- Native name: ምህረቱ ወዳጆ
- Nickname: Mire
- Born: Raya Kobo, Ethiopia
- Allegiance: Fano
- Service years: 2018–present
- Commands: Wollo Fano
- Conflicts: Tigray War Fano insurgency

= Mihretu Wodajo =

Ethiopian rebel leader of the Fano militia

Mihretu "Mire" Wodajo (Amharic: ምህረቱ ወዳጆ) is an Ethiopian rebel leader of Fano militia in the Wollo faction. Since 2023, he is currently allied to Fano as part of Fano insurgency.

== Life and career ==
Mihretu "Mire" Wodajo was born and raised in Raya Kobo. The nickname "Mire" was popular among the Fano groups during the Tigray War.

Mire possessed private guns as security force of the government forced him to disarm, leading his exile to Saudi Arabia. While there, he was unable to stay in Saudi Arabia over one year, which was later captured by national police and sent to Ethiopia. Again, he then emigrated to Saudi Arabia after persecuted by EPRDF government until 2018. In 2018, Mire, as wider reforms of Prime Minister Abiy Ahmed, returned to Ethiopia. At this time, Fano groups reemerged in Amhara Region and Mire forged its structure in his birthplace of Raya Kobo. He was responsible for the formation of Fano groups in Gondar, Gojjam and Shewa. During Tigrayan force incursion into Amhara Region, Mire organized Raya Fano groups and managed to acquire weapons during the course.

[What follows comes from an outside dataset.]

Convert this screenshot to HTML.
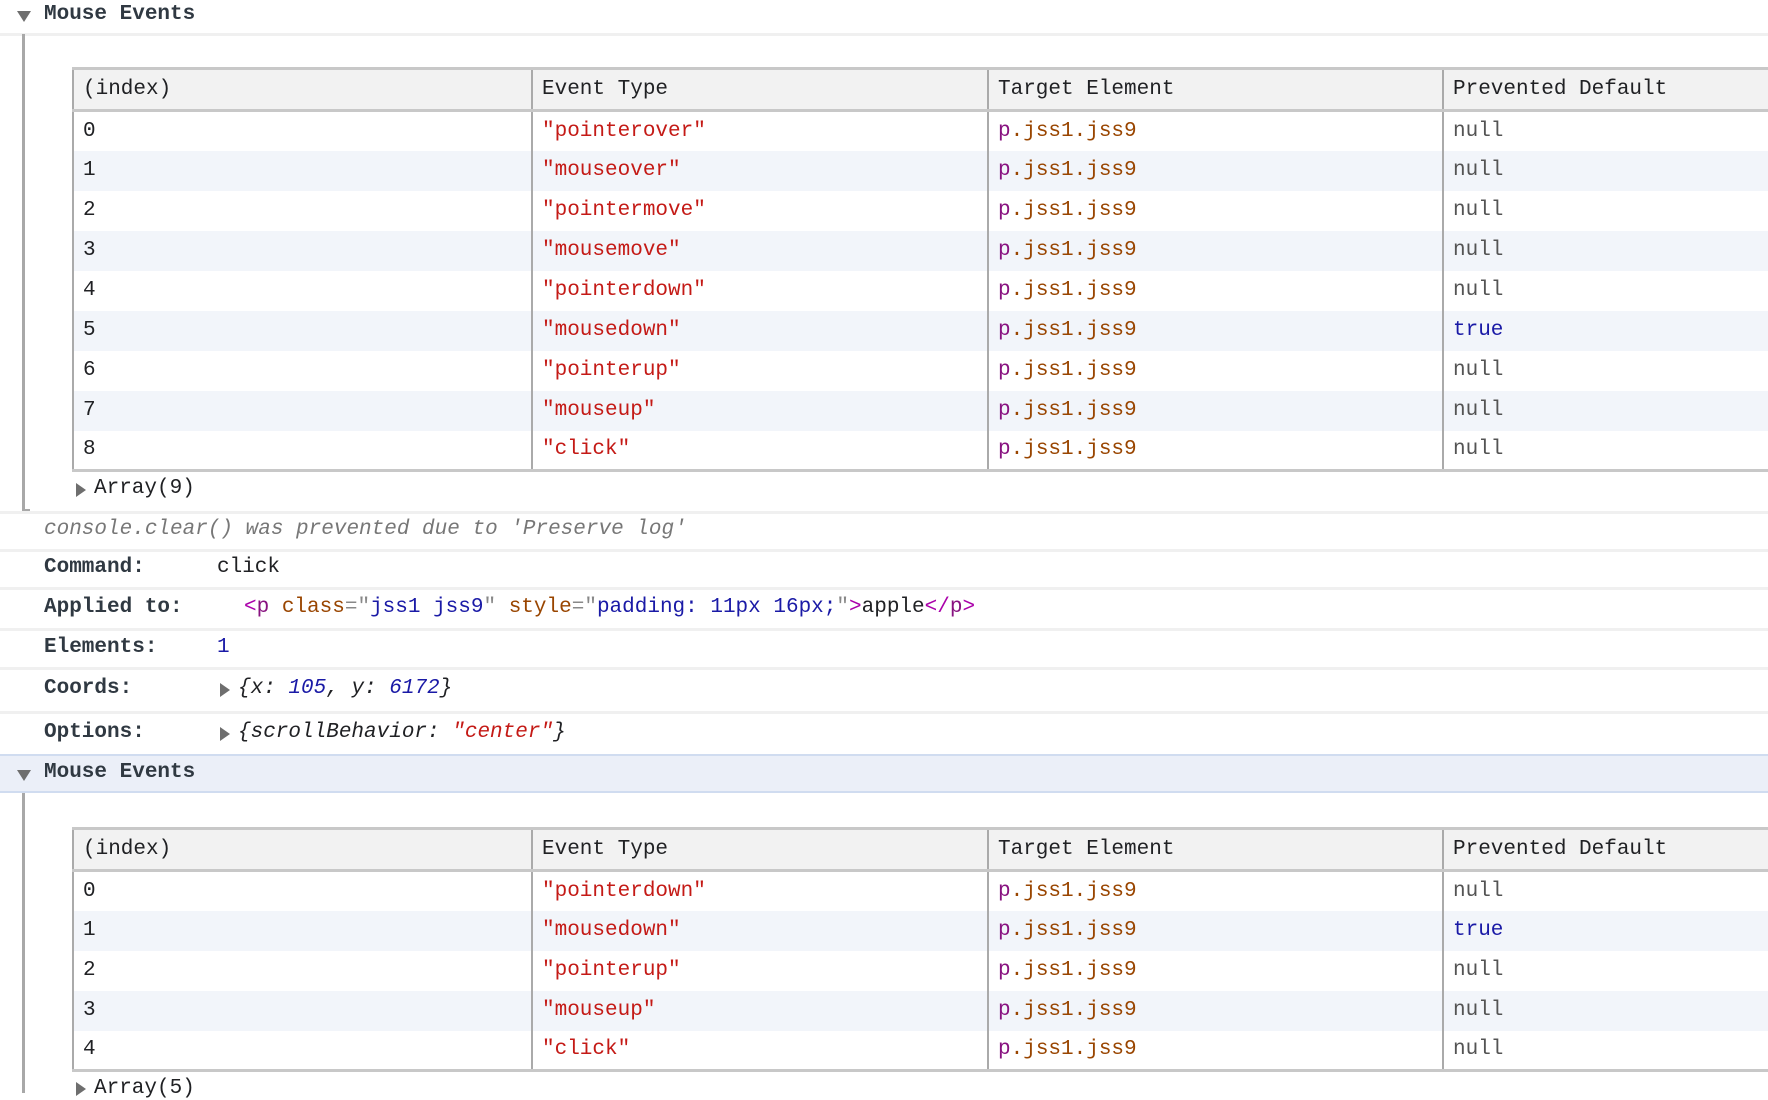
<!DOCTYPE html>
<html><head><meta charset="utf-8"><style>
*{margin:0;padding:0;box-sizing:border-box}
body{width:1768px;height:1084px;overflow:hidden;background:#fff;font-family:"Liberation Mono","DejaVu Sans Mono",monospace;font-size:21px;color:#202124;position:relative}
.a{position:absolute;white-space:pre}
.sep{position:absolute;left:0;width:1768px;height:3px;background:#f0f0f0}
.vl{position:absolute;width:3px;background:#a8a8a8}
.tri{position:absolute;width:0;height:0}
.down{border-left:7px solid transparent;border-right:7px solid transparent;border-top:11px solid #6e6e6e}
.right{border-top:7px solid transparent;border-bottom:7px solid transparent;border-left:10px solid #6e6e6e}
table{position:absolute;left:72px;border-collapse:collapse;width:1720px;table-layout:fixed}
td,th{height:40px;padding:0 0 0 9px;text-align:left;font-weight:normal;border-left:2px solid #aaa;white-space:pre;vertical-align:middle}
th{height:42px;background:#f2f2f2;border-top:3px solid #c8c8c8;border-bottom:3px solid #c8c8c8}
tr:nth-child(even) td{background:#f2f5fa}
tbody tr:last-child td{border-bottom:3px solid #c8c8c8}
.s{color:#c41a16}.p{color:#881280}.b{color:#994500}.n{color:#545454}.t{color:#1a1aa6}
.lab{font-weight:bold;color:#303942}
</style></head><body>
<div class="tri down" style="left:17px;top:11px"></div>
<div class="a lab" style="left:44px;top:3px">Mouse Events</div>
<div class="sep" style="top:33px"></div>
<div class="vl" style="left:22px;top:34px;height:477px"></div>
<div style="position:absolute;left:22px;top:509px;width:8px;height:2px;background:#a8a8a8"></div>
<table style="top:67px">
<colgroup><col style="width:459px"><col style="width:456px"><col style="width:455px"><col></colgroup>
<thead><tr><th>(index)</th><th>Event Type</th><th>Target Element</th><th>Prevented Default</th></tr></thead>
<tbody>
<tr><td>0</td><td class="s">"pointerover"</td><td><span class="p">p</span><span class="b">.jss1.jss9</span></td><td class="n">null</td></tr>
<tr><td>1</td><td class="s">"mouseover"</td><td><span class="p">p</span><span class="b">.jss1.jss9</span></td><td class="n">null</td></tr>
<tr><td>2</td><td class="s">"pointermove"</td><td><span class="p">p</span><span class="b">.jss1.jss9</span></td><td class="n">null</td></tr>
<tr><td>3</td><td class="s">"mousemove"</td><td><span class="p">p</span><span class="b">.jss1.jss9</span></td><td class="n">null</td></tr>
<tr><td>4</td><td class="s">"pointerdown"</td><td><span class="p">p</span><span class="b">.jss1.jss9</span></td><td class="n">null</td></tr>
<tr><td>5</td><td class="s">"mousedown"</td><td><span class="p">p</span><span class="b">.jss1.jss9</span></td><td class="t">true</td></tr>
<tr><td>6</td><td class="s">"pointerup"</td><td><span class="p">p</span><span class="b">.jss1.jss9</span></td><td class="n">null</td></tr>
<tr><td>7</td><td class="s">"mouseup"</td><td><span class="p">p</span><span class="b">.jss1.jss9</span></td><td class="n">null</td></tr>
<tr><td>8</td><td class="s">"click"</td><td><span class="p">p</span><span class="b">.jss1.jss9</span></td><td class="n">null</td></tr>
</tbody></table>
<div class="tri right" style="left:76px;top:483px"></div>
<div class="a" style="left:94px;top:477px">Array(9)</div>
<div class="sep" style="top:511px"></div>
<div class="a" style="left:44px;top:518px;color:#777;font-style:italic">console.clear() was prevented due to 'Preserve log'</div>
<div class="sep" style="top:549px"></div>
<div class="a lab" style="left:44px;top:556px">Command:</div>
<div class="a" style="left:217px;top:556px">click</div>
<div class="sep" style="top:587px"></div>
<div class="a lab" style="left:44px;top:596px">Applied to:</div>
<div class="a" style="left:244px;top:596px"><span style="color:#a0a">&lt;</span><span class="p">p</span> <span class="b">class</span><span style="color:#888">="</span><span class="t">jss1 jss9</span><span style="color:#888">"</span> <span class="b">style</span><span style="color:#888">="</span><span class="t">padding: 11px 16px;</span><span style="color:#888">"</span><span style="color:#a0a">&gt;</span>apple<span style="color:#a0a">&lt;/</span><span class="p">p</span><span style="color:#a0a">&gt;</span></div>
<div class="sep" style="top:628px"></div>
<div class="a lab" style="left:44px;top:636px">Elements:</div>
<div class="a t" style="left:217px;top:636px">1</div>
<div class="sep" style="top:667px"></div>
<div class="a lab" style="left:44px;top:677px">Coords:</div>
<div class="tri right" style="left:220px;top:683px"></div>
<div class="a" style="left:238px;top:677px;font-style:italic">{x: <span class="t">105</span>, y: <span class="t">6172</span>}</div>
<div class="sep" style="top:711px"></div>
<div class="a lab" style="left:44px;top:721px">Options:</div>
<div class="tri right" style="left:220px;top:727px"></div>
<div class="a" style="left:238px;top:721px;font-style:italic">{scrollBehavior: <span class="s">"center"</span>}</div>
<div style="position:absolute;left:0;top:754px;width:1768px;height:39px;background:#ebeff8;border-top:2px solid #d0dcf0;border-bottom:2px solid #d0dcf0"></div>
<div class="tri down" style="left:17px;top:770px"></div>
<div class="a lab" style="left:44px;top:761px">Mouse Events</div>
<div class="vl" style="left:22px;top:793px;height:300px"></div>
<table style="top:827px">
<colgroup><col style="width:459px"><col style="width:456px"><col style="width:455px"><col></colgroup>
<thead><tr><th>(index)</th><th>Event Type</th><th>Target Element</th><th>Prevented Default</th></tr></thead>
<tbody>
<tr><td>0</td><td class="s">"pointerdown"</td><td><span class="p">p</span><span class="b">.jss1.jss9</span></td><td class="n">null</td></tr>
<tr><td>1</td><td class="s">"mousedown"</td><td><span class="p">p</span><span class="b">.jss1.jss9</span></td><td class="t">true</td></tr>
<tr><td>2</td><td class="s">"pointerup"</td><td><span class="p">p</span><span class="b">.jss1.jss9</span></td><td class="n">null</td></tr>
<tr><td>3</td><td class="s">"mouseup"</td><td><span class="p">p</span><span class="b">.jss1.jss9</span></td><td class="n">null</td></tr>
<tr><td>4</td><td class="s">"click"</td><td><span class="p">p</span><span class="b">.jss1.jss9</span></td><td class="n">null</td></tr>
</tbody></table>
<div class="tri right" style="left:76px;top:1082px"></div>
<div class="a" style="left:94px;top:1077px">Array(5)</div>
</body></html>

In addition, Mire formed East Amhara Fano as the war expanded into Kobo as well as he fought for North Shewa outside Wollo. After the 2022 Pretoria Agreement, Fano retreated in one area, but the government effort to disarm the regional force led East Amhara to fight the government force in which Mire attempted to rectify the incident. As the War in Amhara intensified, Mire fought the government force in Wollo faction.